DIET: Eat any nourishing food that can be taken with comfort. Avoid extremely hot foods. Do not use a straw for the first few days after surgery. It is sometimes advisable, but not absolutely required, to confine the first day’s intake to liquids or pureed foods (soups, puddings, yogurt, milk shakes, etc.) It is best to avoid foods like nuts, sunflower seeds, popcorn, etc., which may get lodged in the extraction sites. Over the next several days you may gradually progress to solid foods. It is important not to skip meals! If you take nourishment regularly you will feel better, gain strength, have less discomfort and heal faster. If you are a diabetic, maintain your normal eating habits or follow instructions given by your doctor.
SHARP EDGES: If you feel something hard or sharp edges in the surgical areas, it is likely you are feeling the bony walls, which once supported the extracted teeth. These will most often time remodel and smooth over time. However, if they cause concern or discomfort, please call the office.
INSTRUCTIONS FOR THE FOLLOWING DAYS
MOUTH RINSES: Keeping your mouth clean after surgery is essential. Mouth rinses with warm salt water should be started the day after surgery. If your doctor feels that you should have antibiotic mouth rinse, it should be started the day after surgery as well.
BRUSHING: Begin your normal oral hygiene routine as soon as possible after surgery. Soreness and swelling may not permit vigorous brushing, but please make every effort to clean your teeth within the bounds of comfort.
HEALING: Normal healing after tooth extraction should be as follows: The first two days after surgery are generally the most uncomfortable and there is usually some swelling. On the third day you should be more comfortable and, although still swollen, can usually begin a more substantial diet. The remainder of the post-operative course should be gradual, steady improvement. If you do not see continued improvement, please call our office.

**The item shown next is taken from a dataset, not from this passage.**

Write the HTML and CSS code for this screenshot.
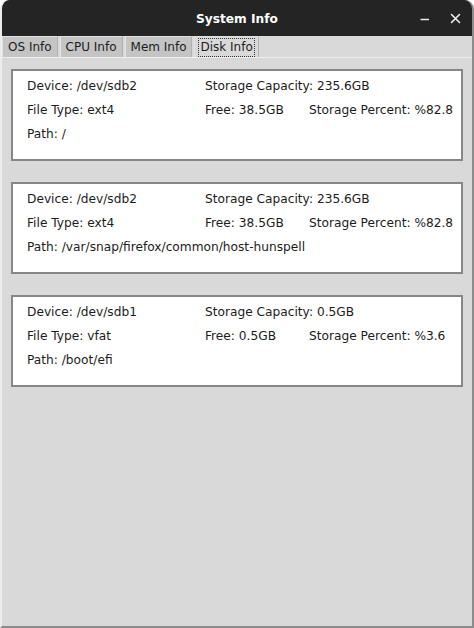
FILE: index.html
```html
<!DOCTYPE html>
<html lang="en">
<head>
<meta charset="utf-8">
<title>System Info</title>
<link rel="stylesheet" href="styles.css">
</head>
<body>
<div class="window">
  <header class="titlebar">
    <span class="spacer"></span>
    <span class="title">System Info</span>
    <div class="controls">
      <svg class="ctl" width="10" height="10" viewBox="0 0 10 10"><line x1="0.5" y1="6.5" x2="9" y2="6.5" stroke="#e8e8e8" stroke-width="1.3"/></svg>
      <svg class="ctl" width="11" height="11" viewBox="0 0 11 11"><path d="M1.5 1.5 L9.5 9.5 M9.5 1.5 L1.5 9.5" stroke="#f0f0f0" stroke-width="1.6" stroke-linecap="round"/></svg>
    </div>
  </header>
  <nav class="tabs">
    <span class="tab">OS Info</span>
    <span class="tab">CPU Info</span>
    <span class="tab">Mem Info</span>
    <span class="tab active"><span class="focus">Disk Info</span></span>
  </nav>
  <main class="pane">
    <section class="disk">
      <span>Device: /dev/sdb2</span>
      <span class="span2">Storage Capacity: 235.6GB</span>
      <span>File Type: ext4</span>
      <span>Free: 38.5GB</span>
      <span>Storage Percent: %82.8</span>
      <span class="span3">Path: /</span>
    </section>
    <section class="disk">
      <span>Device: /dev/sdb2</span>
      <span class="span2">Storage Capacity: 235.6GB</span>
      <span>File Type: ext4</span>
      <span>Free: 38.5GB</span>
      <span>Storage Percent: %82.8</span>
      <span class="span3">Path: /var/snap/firefox/common/host-hunspell</span>
    </section>
    <section class="disk">
      <span>Device: /dev/sdb1</span>
      <span class="span2">Storage Capacity: 0.5GB</span>
      <span>File Type: vfat</span>
      <span>Free: 0.5GB</span>
      <span>Storage Percent: %3.6</span>
      <span class="span3">Path: /boot/efi</span>
    </section>
  </main>
</div>
</body>
</html>
```
FILE: styles.css
```css
html, body {
  margin: 0;
  padding: 0;
  background: #ffffff;
}

body {
  font-family: "DejaVu Sans", "Liberation Sans", sans-serif;
  font-size: 12.2px;
  color: #1c1c1c;
}

.window {
  width: 474px;
  height: 628px;
  box-sizing: border-box;
  display: flex;
  flex-direction: column;
  background: #d9d9d9;
  border-left: 2px solid #ececec;
  border-right: 2px solid #8c8c8c;
  border-bottom: 2px solid #8c8c8c;
  border-radius: 9px 9px 0 0;
  overflow: hidden;
}

.titlebar {
  height: 36px;
  flex: none;
  background: #242424;
  display: grid;
  grid-template-columns: 1fr auto 1fr;
  align-items: center;
  margin: 0 -2px;
}

.title {
  color: #ffffff;
  font-weight: bold;
  font-size: 12.2px;
  padding-top: 1px;
}

.controls {
  justify-self: end;
  display: flex;
  align-items: center;
  gap: 20px;
  padding-right: 13px;
}

.ctl {
  display: block;
}

.tabs {
  height: 21px;
  flex: none;
  display: flex;
  gap: 2px;
  padding-left: 0;
  border-bottom: 1px solid #eeeeee;
  font-size: 12px;
}

.tab {
  display: flex;
  align-items: center;
  padding: 0 5px;
  background: #c4c4c4;
  border: 1px solid #e2e2e2;
  border-right-color: #b0b0b0;
  border-bottom: none;
  color: #1c1c1c;
}

.tab.active {
  background: #d9d9d9;
  padding: 0 4px;
}

.focus {
  outline: 1px dotted #333;
  outline-offset: 0;
  padding: 1px 1px;
  line-height: 15px;
}

.pane {
  flex: 1;
  display: flex;
  flex-direction: column;
  gap: 21px;
  padding: 11px 9px 0;
}

.disk {
  background: #ffffff;
  border: 2px solid #878787;
  display: grid;
  grid-template-columns: 178px 104px 1fr;
  grid-auto-rows: 24px;
  align-items: center;
  padding: 3px 0 13px 14px;
  white-space: nowrap;
}

.span2 {
  grid-column: span 2;
}

.span3 {
  grid-column: 1 / -1;
}
```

IRRIGATING SYRINGE: If you are given a plastic irrigating syringe, DO NOT use it for the first five days. Then use it twice daily to irrigate out the sockets with antibiotic mouth rinse or warm salt water until you are certain the tooth socket has closed completely and that there is no chance of any food particles lodging in the socket.
It is our desire that your recovery be as smooth and pleasant as possible. Following these instructions will assist you, but if you have questions about your progress, please call the office where you had surgery. Calling during office hours will afford a faster response to your question or concern. You may reach us after hours by pager if you have questions or concerns regarding your post operative course. You will find the pager number on your post operative instructions sent home with you after your surgery. Upon dialing this number, you will hear a beep. After the beep, enter your call back number and hang up. Dr. Martin will return your page as soon as possible.PLEASE NOTE: Telephone calls for narcotic (painkiller) prescription renewals are ONLY accepted during office hours.
SCHOOL AND WORK EXCUSES: An excuse for work or school may be issued at the time of your appointment upon your request. A standard excuse ranges from one to three days post operatively depending upon the nature and complexity of your treatment. If you need an excuse for days that fall outside the range of days stated on your excuse given at the time of your appointment, you must contact our office prior to days missed. Excuses will not be given after the day of work or school has already been missed.